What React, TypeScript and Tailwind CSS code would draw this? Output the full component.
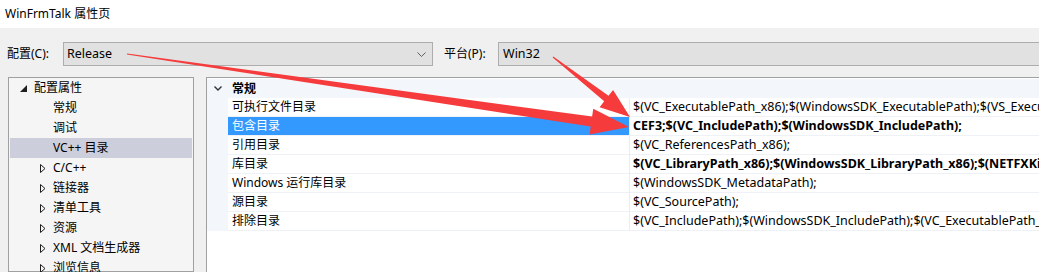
import React from "react";

const FONT = { fontFamily: "'Noto Sans', 'Noto Sans CJK SC', sans-serif" };

type Row = { name: string; value: string; bold?: boolean; selected?: boolean };

const rows: Row[] = [
  {
    name: "可执行文件目录",
    value:
      "$(VC_ExecutablePath_x86);$(WindowsSDK_ExecutablePath);$(VS_ExecutablePath);$(MSBuild_ExecutablePath);$(SystemRoot)\\SysWow64;$(FxCopDir);$(PATH);",
  },
  { name: "包含目录", value: "CEF3;$(VC_IncludePath);$(WindowsSDK_IncludePath);", bold: true, selected: true },
  { name: "引用目录", value: "$(VC_ReferencesPath_x86);" },
  {
    name: "库目录",
    value: "$(VC_LibraryPath_x86);$(WindowsSDK_LibraryPath_x86);$(NETFXKitsDir)Lib\\um\\x86",
    bold: true,
  },
  { name: "Windows 运行库目录", value: "$(WindowsSDK_MetadataPath);" },
  { name: "源目录", value: "$(VC_SourcePath);" },
  {
    name: "排除目录",
    value:
      "$(VC_IncludePath);$(WindowsSDK_IncludePath);$(VC_ExecutablePath_x86);$(VC_LibraryPath_x86);",
  },
];

const tree: { label: string; expander?: boolean; selected?: boolean }[] = [
  { label: "常规" },
  { label: "调试" },
  { label: "VC++ 目录", selected: true },
  { label: "C/C++", expander: true },
  { label: "链接器", expander: true },
  { label: "清单工具", expander: true },
  { label: "资源", expander: true },
  { label: "XML 文档生成器", expander: true },
  { label: "浏览信息", expander: true },
];

function arrowPoints(
  x1: number, y1: number, x2: number, y2: number,
  tw: number, sw: number, hw: number, hl: number
) {
  const dx = x2 - x1;
  const dy = y2 - y1;
  const L = Math.hypot(dx, dy);
  const ux = dx / L, uy = dy / L;
  const nx = -uy, ny = ux;
  const bx = x2 - ux * hl, by = y2 - uy * hl;
  const p = (x: number, y: number) => `${x.toFixed(1)},${y.toFixed(1)}`;
  return [
    p(x1 + nx * tw, y1 + ny * tw),
    p(bx + nx * sw, by + ny * sw),
    p(bx + nx * hw, by + ny * hw),
    p(x2, y2),
    p(bx - nx * hw, by - ny * hw),
    p(bx - nx * sw, by - ny * sw),
    p(x1 - nx * tw, y1 - ny * tw),
  ].join(" ");
}

function Expander() {
  return (
    <svg width="6" height="9" viewBox="0 0 6 9" className="shrink-0">
      <path d="M0.5 0.5 L5 4.5 L0.5 8.5 Z" fill="none" stroke="#1e1e1e" strokeWidth="1" />
    </svg>
  );
}

export default function App() {
  return (
    <div
      className="relative w-[1039px] h-[272px] overflow-hidden bg-[#f0f0f0] text-[12px] text-black"
      style={FONT}
    >
      {/* title bar */}
      <div className="h-[28px] bg-white pl-[5px] flex items-center">WinFrmTalk 属性页</div>

      {/* config row */}
      <div className="h-[49px] pt-[14px] pl-[7px] flex items-start">
        <div className="w-[56px] shrink-0 h-[24px] flex items-center">配置(C):</div>
        <div className="w-[370px] shrink-0 h-[24px] border border-[#adadad] bg-[#e1e1e1] flex items-center pl-[3px] pr-[6px]">
          <span className="flex-1 text-[12.5px]">Release</span>
          <svg width="9" height="5" viewBox="0 0 9 5">
            <path d="M0.5 0.5 L4.5 4.5 L8.5 0.5" fill="none" stroke="#606060" strokeWidth="1" />
          </svg>
        </div>
        <div className="ml-[11px] w-[54px] shrink-0 h-[24px] flex items-center">平台(P):</div>
        <div className="w-[600px] shrink-0 h-[24px] border border-[#adadad] bg-[#e1e1e1] flex items-center pl-[4px] text-[12.5px]">
          Win32
        </div>
      </div>

      {/* panels */}
      <div className="flex pl-[8px] h-[195px]">
        <div className="w-[186px] shrink-0 border border-[#a0a0a0] bg-[#f5f5f5] px-[1px]">
          <div className="h-[20px] flex items-center pl-[10px]">
            <svg width="7" height="7" viewBox="0 0 7 7" className="shrink-0">
              <path d="M7 0 L7 7 L0 7 Z" fill="#1e1e1e" />
            </svg>
            <span className="ml-[7px]">配置属性</span>
          </div>
          {tree.map((t) => (
            <div
              key={t.label}
              className={
                "h-[20px] flex items-center pl-[30px] " + (t.selected ? "bg-[#cccedb]" : "")
              }
            >
              <span className="w-[13px] flex items-center">{t.expander ? <Expander /> : null}</span>
              <span>{t.label}</span>
            </div>
          ))}
        </div>

        <div className="ml-[12px] w-[840px] shrink-0 border-l border-t border-[#a0a0a0] bg-white pt-[1px]">
          <div className="h-[19px] flex items-center bg-[#f3f6fb]">
            <span className="w-[21px] flex justify-center">
              <svg width="8" height="5" viewBox="0 0 8 5">
                <path d="M0.5 0.5 L4 4 L7.5 0.5" fill="none" stroke="#333" strokeWidth="1.4" />
              </svg>
            </span>
            <span className="pl-[4px] font-bold">常规</span>
          </div>
          {rows.map((r) => (
            <div key={r.name} className="h-[19px] flex">
              <div className="w-[21px] shrink-0 bg-[#f3f6fb]" />
              <div
                className={
                  "w-[401px] shrink-0 pl-[4px] flex items-center border-b border-[#eef1f6] " +
                  (r.selected ? "bg-[#3399ff] text-white border-[#3399ff]" : "")
                }
              >
                {r.name}
              </div>
              <div className="w-[1px] shrink-0 bg-[#e8ecf3]" />
              <div
                className={
                  "flex-1 min-w-0 pl-[3px] flex items-center border-b border-[#eef1f6] whitespace-nowrap overflow-hidden text-[12.5px] " +
                  (r.bold ? "font-bold" : "")
                }
              >
                {r.value}
              </div>
            </div>
          ))}
        </div>
      </div>

      {/* red annotation arrows */}
      <svg className="absolute left-0 top-0 pointer-events-none" width="1039" height="272">
        <polygon points={arrowPoints(127, 54, 629, 127, 0.5, 5, 13, 38)} fill="#f53b3b" />
        <polygon points={arrowPoints(553, 57, 630, 117, 0.5, 3.5, 11, 30)} fill="#f53b3b" />
      </svg>
    </div>
  );
}
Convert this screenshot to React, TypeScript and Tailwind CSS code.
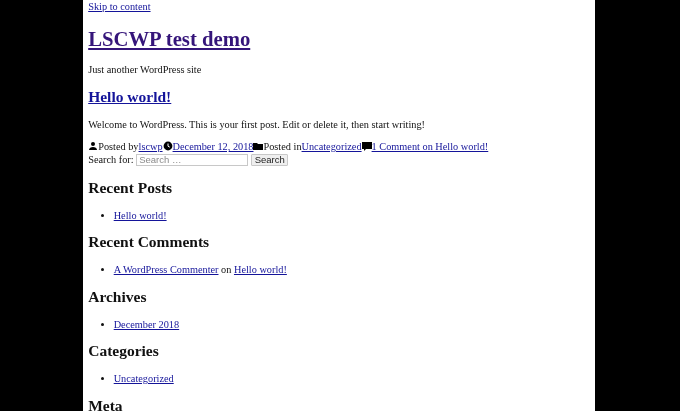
const link = "text-[#14149a] underline";
const visited = "text-[#35157a] underline";

function Widget({ title, children }: { title: string; children: React.ReactNode }) {
  return (
    <section>
      <h2 className="mt-[11.5px] mb-[13px] text-[15.5px] leading-[18px] font-bold">{title}</h2>
      <ul className="list-disc pl-[25.5px]">
        <li className="leading-[12px]">{children}</li>
      </ul>
    </section>
  );
}

export default function App() {
  return (
    <div className="h-[411px] w-[680px] overflow-hidden bg-black">
      <div className="ml-[83px] h-[411px] w-[512px] overflow-hidden bg-white pt-px pl-[5.2px] text-[10.3px] leading-[12px] text-[#111] [font-family:'Liberation_Serif',serif]">
        <div className="blur-[0.3px]">
          <a className={link}>Skip to content</a>
          <h1 className="mt-[14px] mb-[13px] text-[20.7px] leading-[24px] font-bold">
            <a className={visited}>LSCWP test demo</a>
          </h1>
          <p>Just another WordPress site</p>
          <h2 className="mt-[12px] mb-[13px] text-[15.5px] leading-[18px] font-bold">
            <a className={link}>Hello world!</a>
          </h2>
          <p>Welcome to WordPress. This is your first post. Edit or delete it, then start writing!</p>
          <div className="mt-[10px] flex items-center whitespace-pre">
            <svg viewBox="0 0 10 10" className="h-[10px] w-[10px] -translate-y-[1px] fill-black">
              <circle cx="5" cy="3" r="2" />
              <path d="M1 9c0-2 2-3 4-3s4 1 4 3z" />
            </svg>
            <span>Posted by</span>
            <a className={link}>lscwp</a>
            <svg viewBox="0 0 10 10" className="h-[10px] w-[10px] -translate-y-[1px]">
              <circle cx="5" cy="5" r="4.4" className="fill-black" />
              <path d="M5 2.5v2.7l1.8 1" className="fill-none stroke-white" />
            </svg>
            <a className={link}>December 12, 2018</a>
            <svg viewBox="0 0 10 10" className="h-[10px] w-[10px] -translate-y-[1px] fill-black">
              <path d="M0 2h4l1 1h5v6H0z" />
            </svg>
            <span>Posted in</span>
            <a className={link}>Uncategorized</a>
            <svg viewBox="0 0 10 10" className="h-[10px] w-[10px] -translate-y-[1px] fill-black">
              <path d="M0 1h10v7H4L2 10V8H0z" />
            </svg>
            <a className={link}>1 Comment on Hello world!</a>
          </div>
          <form className="mt-px mb-[12.5px] flex items-center">
            <label className="whitespace-pre">Search for: </label>
            <input
              placeholder="Search …"
              className="h-[12px] w-[112px] border border-[#c8c8c8] px-[2px] text-[9.5px] [font-family:'Liberation_Sans',sans-serif] placeholder:text-[#8a8a8a]"
            />
            <button
              type="button"
              className="ml-[3px] h-[12px] w-[37px] rounded-[1px] border border-[#c8c8c8] bg-[#efefef] text-[9.5px] leading-[10px] text-[#222] [font-family:'Liberation_Sans',sans-serif]"
            >
              Search
            </button>
          </form>
          <Widget title="Recent Posts">
            <a className={link}>Hello world!</a>
          </Widget>
          <Widget title="Recent Comments">
            <a className={link}>A WordPress Commenter</a> on <a className={link}>Hello world!</a>
          </Widget>
          <Widget title="Archives">
            <a className={link}>December 2018</a>
          </Widget>
          <Widget title="Categories">
            <a className={link}>Uncategorized</a>
          </Widget>
          <h2 className="mt-[11.5px] text-[15.5px] leading-[18px] font-bold">Meta</h2>
        </div>
      </div>
    </div>
  );
}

* * * * * * *

● **TASK REQUIREMENTS**: Lines from the records above that hold "React" are the ones to list.

● **EXERCISE OUTPUT**:
What React, TypeScript and Tailwind CSS code would draw this? Output the full component.
import React from "react";
Convert this screenshot to React, TypeScript and Tailwind CSS code.
function Widget({ title, children }: { title: string; children: React.ReactNode }) {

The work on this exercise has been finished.